A Storm of Light
Forgive Us Our Trespasses
The sinister, serpent-like spoken word intro and interludes(Law of Nature 1, 2, & 3) over stark instrumentation sows together the thick doomy tracks on the sophomore effort of Brooklyn's A Storm of Light. Josh Graham's vocals are dreamy and powerful in the same breath, he sounds like a man resigned to a fate, slow and painful. Amber Waves of Gray is sluggish, with guitars like molasses, and trudges like rusty sentinel through rain-soaked trenches. The Light In Their Eyes drifts ethereally and on the wings of saddened violin and a martial beat until breathy synths and sharp crackling notes pierce the weighty atmosphere of the song.
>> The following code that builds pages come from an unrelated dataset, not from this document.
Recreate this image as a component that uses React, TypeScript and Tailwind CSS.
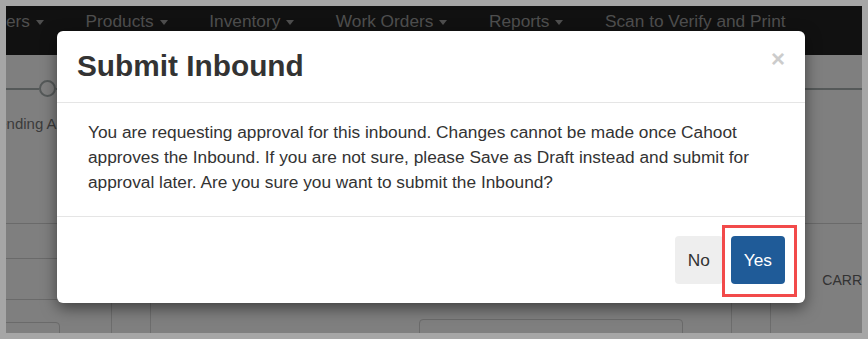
const navItems = ["ers", "Products", "Inventory", "Work Orders", "Reports"];

function Caret() {
  return (
    <span className="ml-[6px] inline-block h-0 w-0 border-x-[4.5px] border-t-[5px] border-x-transparent border-t-[#9d9d9d] align-middle" />
  );
}

export default function App() {
  return (
    <div className="h-[339px] w-[868px] bg-[#a6a6a6] p-[6px] font-['Liberation_Sans',Arial,sans-serif]">
      <div className="relative h-[327px] w-[856px] overflow-hidden bg-white">
        {/* page behind the modal */}
        <nav className="flex h-[49px] gap-[41.5px] whitespace-nowrap bg-[#222] pt-[3px] text-[17.3px] leading-[25px] text-[#9d9d9d]">
          {navItems.map((item) => (
            <span key={item}>
              {item}
              <Caret />
            </span>
          ))}
          <span>Scan to Verify and Print</span>
        </nav>

        {/* progress steps */}
        <div className="pt-[25px]">
          <div className="flex items-center">
            <div className="h-[2px] w-[33px] bg-[#aab3b3]" />
            <div className="h-[17px] w-[17px] rounded-full border-2 border-[#aab3b3] bg-white" />
            <div className="h-[2px] flex-1 bg-[#aab3b3]" />
          </div>
          <div className="-ml-[39px] mt-[17px] w-[160px] whitespace-nowrap text-center text-[15px] leading-[20px] text-[#777]">
            Pending Approval
          </div>
        </div>

        {/* lower page area */}
        <div className="mt-[12px] flex h-[187px]">
          <div className="w-[105px]">
            <div className="h-[78px] border-b border-[#d4d4d4]" />
            <div className="h-[35px] border-b border-[#d4d4d4]" />
            <div className="h-[41px] border-b border-[#d4d4d4]" />
            <div className="-ml-[10px] mt-[22px] h-[34px] w-[64px] rounded-[4px] border border-[#d4d4d4]" />
          </div>
          <div className="w-[40px] border-x border-[#dadada]" />
          <div className="w-[581px]">
            <div className="ml-[268px] mt-[173px] h-[40px] w-[264px] rounded-[4px] border border-[#d4d4d4]" />
          </div>
          <div className="w-[40px] border-x border-[#dadada]" />
          <div className="flex-1">
            <div className="h-[78px] border-b border-[#d4d4d4]" />
            <div className="mt-[46px] pl-[51px] text-[14px] leading-[20px] text-[#666]">CARR</div>
          </div>
        </div>

        {/* backdrop */}
        <div className="absolute inset-0 bg-black/50" />

        {/* modal */}
        <div className="absolute left-[51px] top-[25px] w-[748px] rounded-[6px] bg-white shadow-[0_5px_15px_rgba(0,0,0,0.5)]">
          <div className="flex h-[72px] items-center justify-between border-b border-[#e5e5e5] px-[20px]">
            <h4 className="text-[29.8px] font-bold leading-[1.1] text-[#333]">Submit Inbound</h4>
            <button className="mt-[16px] self-start text-[24px] font-bold leading-none text-[#ccc]">×</button>
          </div>
          <div className="px-[31px] pb-[21px] pt-[17px] text-[17.3px] leading-[25px] text-[#333]">
            You are requesting approval for this inbound. Changes cannot be made once Cahoot approves the Inbound. If
            you are not sure, please Save as Draft instead and submit for approval later. Are you sure you want to
            submit the Inbound?
          </div>
          <div className="flex justify-end gap-[8px] border-t border-[#e5e5e5] px-[20px] pb-[19px] pt-[19px]">
            <button className="rounded-[4px] bg-[#eeeeee] px-[13px] py-[11.5px] text-[17.3px] leading-[25px] text-[#333]">
              No
            </button>
            <button className="rounded-[4px] bg-[#1f5b98] px-[13px] py-[11.5px] text-[17.3px] leading-[25px] text-white">
              Yes
            </button>
          </div>
        </div>

        {/* highlight annotation */}
        <div className="absolute left-[716px] top-[219px] h-[72px] w-[75px] border-[3px] border-[#f24a4a]" />
      </div>
    </div>
  );
}
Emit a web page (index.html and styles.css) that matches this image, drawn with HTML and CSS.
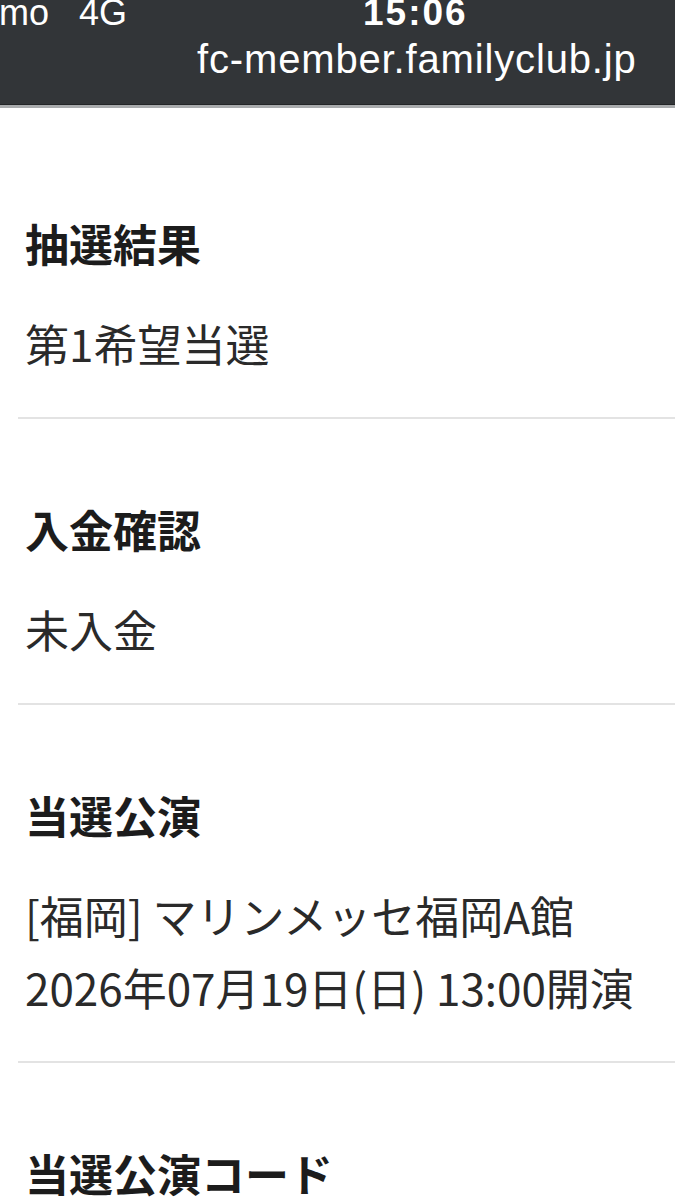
FILE: index.html
```html
<!DOCTYPE html>
<html lang="ja">
<head>
<meta charset="utf-8">
<title>fc-member.familyclub.jp</title>
<link rel="stylesheet" href="styles.css">
</head>
<body>
<header class="statusbar">
  <div class="status-row">
    <span class="carrier">mo</span>
    <span class="network">4G</span>
    <span class="time">15:06</span>
  </div>
  <div class="url-row">fc-member.familyclub.jp</div>
</header>
<main class="content">
  <section class="item">
    <h2 class="label">抽選結果</h2>
    <div class="value">
      <p>第1希望当選</p>
    </div>
  </section>
  <section class="item">
    <h2 class="label">入金確認</h2>
    <div class="value">
      <p>未入金</p>
    </div>
  </section>
  <section class="item">
    <h2 class="label">当選公演</h2>
    <div class="value">
      <p>[福岡] マリンメッセ福岡A館</p>
      <p>2026年07月19日(日) 13:00開演</p>
    </div>
  </section>
  <section class="item">
    <h2 class="label">当選公演コード</h2>
  </section>
</main>
</body>
</html>
```

FILE: styles.css
```css
html, body {
  margin: 0;
  padding: 0;
  background: #ffffff;
}

body {
  width: 675px;
  height: 1200px;
  overflow: hidden;
  font-family: "Noto Sans CJK JP", "Noto Sans", sans-serif;
}

.statusbar {
  box-sizing: border-box;
  height: 108px;
  background: #323538;
  color: #ffffff;
  font-family: "Liberation Sans", Arial, sans-serif;
  border-bottom: 3px solid #a9abad;
  box-shadow: inset 0 -1px 0 #232527;
  overflow: hidden;
}

.status-row {
  display: flex;
  align-items: baseline;
  height: 36px;
  margin-top: -5px;
  font-size: 36px;
  line-height: 36px;
}

.carrier {
  margin-left: -1px;
}

.network {
  margin-left: 30px;
}

.time {
  margin-left: 236px;
  font-weight: 700;
  font-size: 37px;
  letter-spacing: 2px;
}

.url-row {
  margin-top: 8px;
  padding-left: 197px;
  font-size: 40px;
  line-height: 40px;
  letter-spacing: 0.85px;
}

.content {
  padding: 26px 0 0 18px;
}

.item {
  padding: 74px 0 38px 7px;
  border-bottom: 2px solid #e3e3e3;
}

.item:first-child {
  padding-top: 73px;
}

.label {
  margin: 0;
  font-size: 44px;
  line-height: 72px;
  font-weight: 700;
  color: #1c1c1c;
}

.value {
  margin-top: 28px;
}

.value p {
  margin: 0;
  font-size: 44px;
  line-height: 72px;
  font-weight: 400;
  color: #2a2a2a;
}
```
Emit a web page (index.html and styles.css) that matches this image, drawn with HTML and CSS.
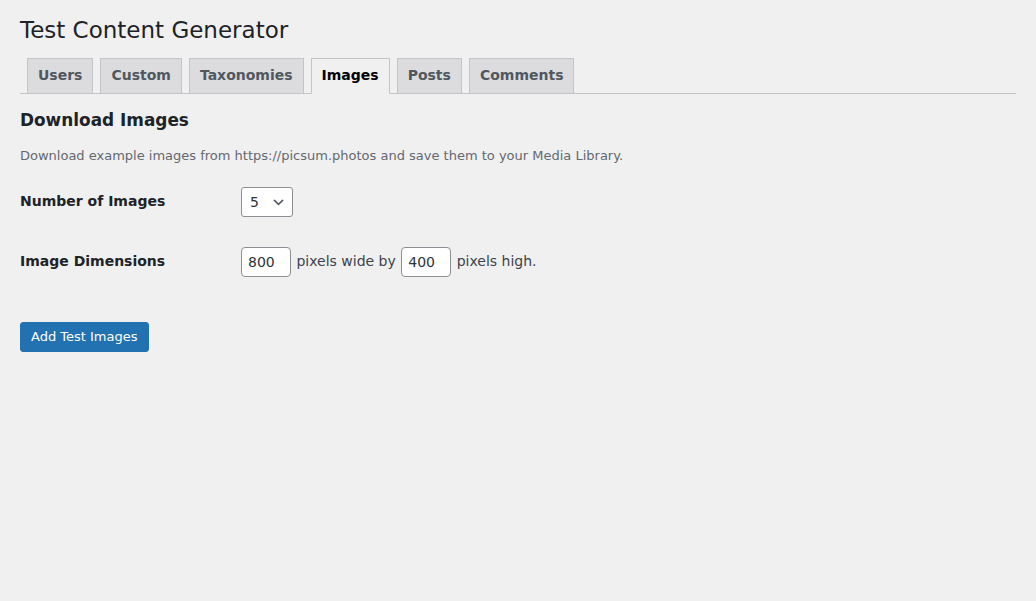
FILE: index.html
```html
<!DOCTYPE html>
<html lang="en">
<head>
<meta charset="utf-8">
<title>Test Content Generator</title>
<link rel="stylesheet" href="styles.css">
</head>
<body>
<div class="wrap">
  <h1 class="page-title">Test Content Generator</h1>
  <nav class="nav-tab-wrapper">
    <a class="nav-tab" href="#">Users</a>
    <a class="nav-tab" href="#">Custom</a>
    <a class="nav-tab" href="#">Taxonomies</a>
    <a class="nav-tab nav-tab-active" href="#">Images</a>
    <a class="nav-tab" href="#">Posts</a>
    <a class="nav-tab" href="#">Comments</a>
  </nav>
  <h2 class="section-title">Download Images</h2>
  <p class="description">Download example images from https://picsum.photos and save them to your Media Library.</p>
  <table class="form-table">
    <tbody>
      <tr>
        <th class="row-label">Number of Images</th>
        <td class="row-field">
          <span class="select"><span class="select-value">5</span><svg class="chevron" width="20" height="20" viewBox="0 0 20 20"><path d="M5 6l5 5 5-5 2 1-7 7-7-7z" fill="#50575e"/></svg></span>
        </td>
      </tr>
      <tr>
        <th class="row-label">Image Dimensions</th>
        <td class="row-field">
          <span class="text-input">800</span> pixels wide by <span class="text-input">400</span> pixels high.
        </td>
      </tr>
    </tbody>
  </table>
  <p class="submit"><button class="button-primary" type="button">Add Test Images</button></p>
</div>
</body>
</html>
```
FILE: styles.css
```css
html, body {
  margin: 0;
  padding: 0;
}
body {
  background: #f0f0f1;
  color: #3c434a;
  font-family: "DejaVu Sans", "Noto Sans", sans-serif;
  font-size: 13px;
  line-height: 1.4em;
  min-height: 601px;
}
.wrap {
  padding: 7px 20px 0 20px;
}
.page-title {
  font-size: 23px;
  font-weight: 400;
  line-height: 1.3;
  margin: 0;
  padding: 9px 0 3px;
  color: #1d2327;
}
.nav-tab-wrapper {
  display: flex;
  border-bottom: 1px solid #c3c4c7;
  padding-top: 9px;
}
.nav-tab {
  display: block;
  margin-left: 7px;
  margin-bottom: -1px;
  padding: 5px 10px 6px;
  border: 1px solid #c3c4c7;
  background: #dcdcde;
  color: #50575e;
  font-size: 14px;
  font-weight: 600;
  line-height: 23px;
  text-decoration: none;
  white-space: nowrap;
}
.nav-tab-active {
  background: #f0f0f1;
  border-bottom-color: #f0f0f1;
  color: #000;
}
.section-title {
  color: #1d2327;
  font-size: 16.9px;
  font-weight: 600;
  margin: 16.9px 0;
  line-height: 18.2px;
}
.description {
  color: #646970;
  font-size: 13px;
  line-height: 1.5;
  margin: 13px 0 7px;
}
.form-table {
  border-collapse: collapse;
  margin-top: 0;
  width: 100%;
}
.row-label {
  width: 200px;
  padding: 20px 10px 20px 0;
  text-align: left;
  vertical-align: top;
  font-weight: 600;
  font-size: 14px;
  line-height: 1.3;
  color: #1d2327;
}
.row-field {
  padding: 15px 10px;
  font-size: 14px;
  line-height: 1.3;
  vertical-align: middle;
  color: #3c434a;
}
.select {
  display: inline-flex;
  align-items: center;
  box-sizing: border-box;
  width: 52px;
  height: 30px;
  margin: 0 1px;
  padding: 0 6px 0 8px;
  border: 1px solid #8c8f94;
  border-radius: 3px;
  background: #fff;
  color: #2c3338;
  font-size: 14px;
  vertical-align: middle;
}
.select-value {
  flex: 1;
}
.chevron {
  width: 15px;
  height: 15px;
}
.text-input {
  display: inline-flex;
  align-items: center;
  box-sizing: border-box;
  width: 50px;
  height: 30px;
  margin: 0 1px;
  padding: 0 6px;
  border: 1px solid #8c8f94;
  border-radius: 4px;
  background: #fff;
  color: #2c3338;
  font-size: 14px;
  vertical-align: middle;
}
.submit {
  margin: 20px 0 0;
  padding: 10px 0 0;
}
.button-primary {
  display: inline-block;
  box-sizing: border-box;
  height: 30px;
  padding: 0 10px;
  border: 1px solid #2271b1;
  border-radius: 3px;
  background: #2271b1;
  color: #fff;
  font-family: "DejaVu Sans", "Noto Sans", sans-serif;
  font-size: 13px;
  line-height: 28px;
}
```
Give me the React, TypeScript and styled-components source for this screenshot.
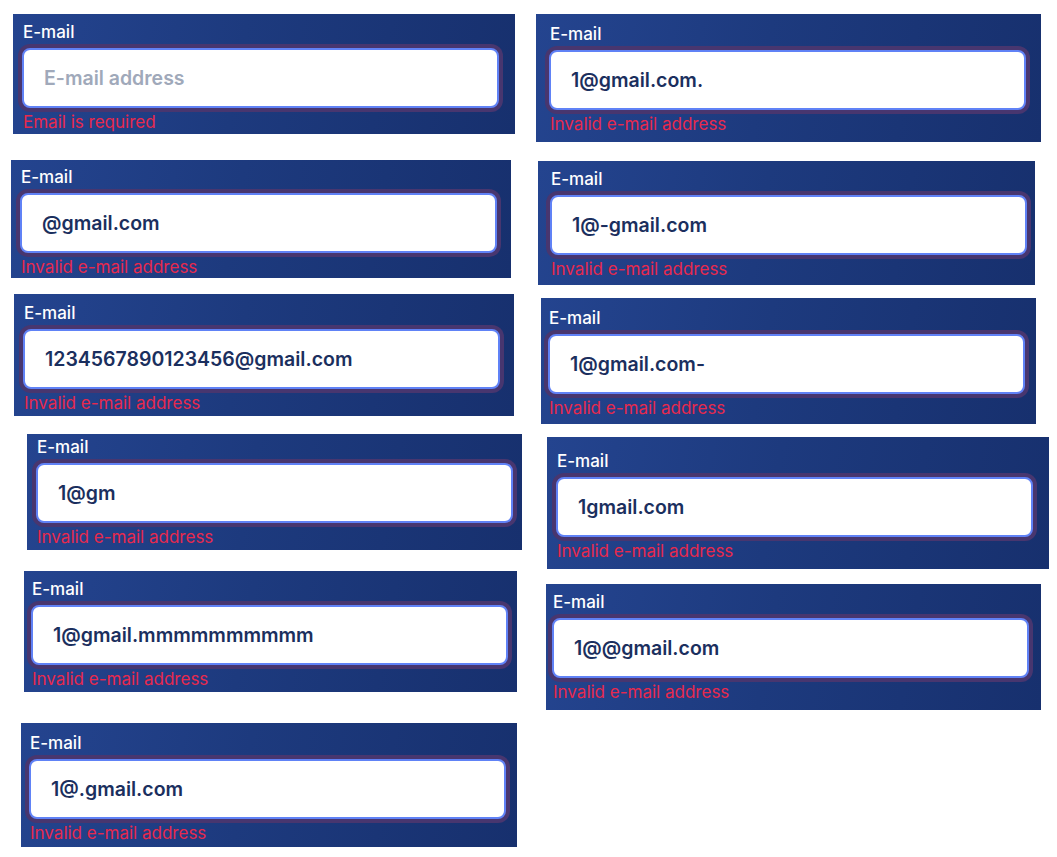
import { createGlobalStyle, styled } from 'styled-components';

const GlobalStyle = createGlobalStyle`
  body {
    margin: 0;
    background: #ffffff;
    font-family: Inter, "Noto Sans", sans-serif;
  }
`;

const Canvas = styled.div`
  display: flex;
  align-items: flex-start;
  width: 1057px;
  height: 857px;
  overflow: hidden;
`;

const Column = styled.div<{ $width: number }>`
  display: flex;
  flex-direction: column;
  width: ${(p) => p.$width}px;
  flex-shrink: 0;
`;

const Card = styled.div<{ $left: number; $top: number; $width: number; $padTop: number; $padBottom: number; $padLeft: number }>`
  display: flex;
  flex-direction: column;
  box-sizing: border-box;
  margin-left: ${(p) => p.$left}px;
  margin-top: ${(p) => p.$top}px;
  width: ${(p) => p.$width}px;
  padding: ${(p) => p.$padTop}px 0 ${(p) => p.$padBottom}px ${(p) => p.$padLeft}px;
  background: linear-gradient(100deg, #24448f 0%, #1d3a7e 45%, #17306e 100%);
`;

const Label = styled.label`
  color: #ffffff;
  font-size: 17px;
  font-weight: 500;
  line-height: 20px;
  height: 20px;
`;

const Field = styled.input`
  box-sizing: border-box;
  width: 477px;
  height: 60px;
  margin: 6px 0 0 -1px;
  padding: 0 20px;
  border: 2px solid #6082f6;
  border-radius: 8px;
  background: #ffffff;
  box-shadow: 0 0 0 4px #48366f;
  outline: none;
  color: #1b2f5e;
  font-family: Inter, "Noto Sans", sans-serif;
  font-size: 19.5px;
  font-weight: 600;

  &::placeholder {
    color: #a0a9ba;
  }
`;

const ErrorText = styled.span`
  margin-top: 4px;
  color: #e8294d;
  font-size: 17px;
  font-weight: 400;
  line-height: 20px;
  height: 20px;
`;

type Entry = {
  value: string;
  error: string;
  left: number;
  top: number;
  width: number;
  padTop: number;
  padBottom: number;
  padLeft: number;
};

const INVALID = 'Invalid e-mail address';

const leftCards: Entry[] = [
  { value: '', error: 'Email is required', left: 13, top: 14, width: 502, padTop: 8, padBottom: 2, padLeft: 10 },
  { value: '@gmail.com', error: INVALID, left: 11, top: 26, width: 500, padTop: 7, padBottom: 1, padLeft: 10 },
  { value: '1234567890123456@gmail.com', error: INVALID, left: 14, top: 16, width: 500, padTop: 9, padBottom: 3, padLeft: 10 },
  { value: '1@gm', error: INVALID, left: 27, top: 18, width: 495, padTop: 3, padBottom: 3, padLeft: 10 },
  { value: '1@gmail.mmmmmmmmmm', error: INVALID, left: 24, top: 21, width: 493, padTop: 8, padBottom: 3, padLeft: 8 },
  { value: '1@.gmail.com', error: INVALID, left: 21, top: 31, width: 496, padTop: 10, padBottom: 4, padLeft: 9 },
];

const rightCards: Entry[] = [
  { value: '1@gmail.com.', error: INVALID, left: 6, top: 14, width: 505, padTop: 10, padBottom: 8, padLeft: 14 },
  { value: '1@-gmail.com', error: INVALID, left: 8, top: 19, width: 497, padTop: 8, padBottom: 6, padLeft: 13 },
  { value: '1@gmail.com-', error: INVALID, left: 11, top: 13, width: 495, padTop: 10, padBottom: 6, padLeft: 8 },
  { value: '1gmail.com', error: INVALID, left: 17, top: 13, width: 502, padTop: 14, padBottom: 8, padLeft: 10 },
  { value: '1@@gmail.com', error: INVALID, left: 16, top: 15, width: 495, padTop: 8, padBottom: 8, padLeft: 7 },
];

const EmailCard = ({ entry }: { entry: Entry }) => (
  <Card
    $left={entry.left}
    $top={entry.top}
    $width={entry.width}
    $padTop={entry.padTop}
    $padBottom={entry.padBottom}
    $padLeft={entry.padLeft}
  >
    <Label>E-mail</Label>
    <Field type="text" readOnly value={entry.value} placeholder="E-mail address" />
    <ErrorText>{entry.error}</ErrorText>
  </Card>
);

export default function App() {
  return (
    <>
      <GlobalStyle />
      <Canvas>
        <Column $width={530}>
          {leftCards.map((c, i) => (
            <EmailCard key={i} entry={c} />
          ))}
        </Column>
        <Column $width={527}>
          {rightCards.map((c, i) => (
            <EmailCard key={i} entry={c} />
          ))}
        </Column>
      </Canvas>
    </>
  );
}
Cool and calculated, Trouble is Near innocuously slinks in under the radar with until it explodes with stone-dead vocals and shrill hammering that pound their way through the veil of darkness that surround them. An air of mystery and despair surround Across the Wilderness as symbolic chimes and gypsy female vocals form a ritualistic texture to the track. Giant riffs. like scarred tors piercing the barren landscape crush everything underneath as they topple under their own weight. A Storm of Light's second album, a solemn ode to environmental destruction and shambling riffs, is fairly cold and feels like fading emotion, life. A bit of monotony sets in towards the album's middle though i think this helps achieve paint a mood of a planet floating in the face of extinction. There is a bleakness to Forgive Us Our Trespasses that belies the lyrical content, lifeless and cold.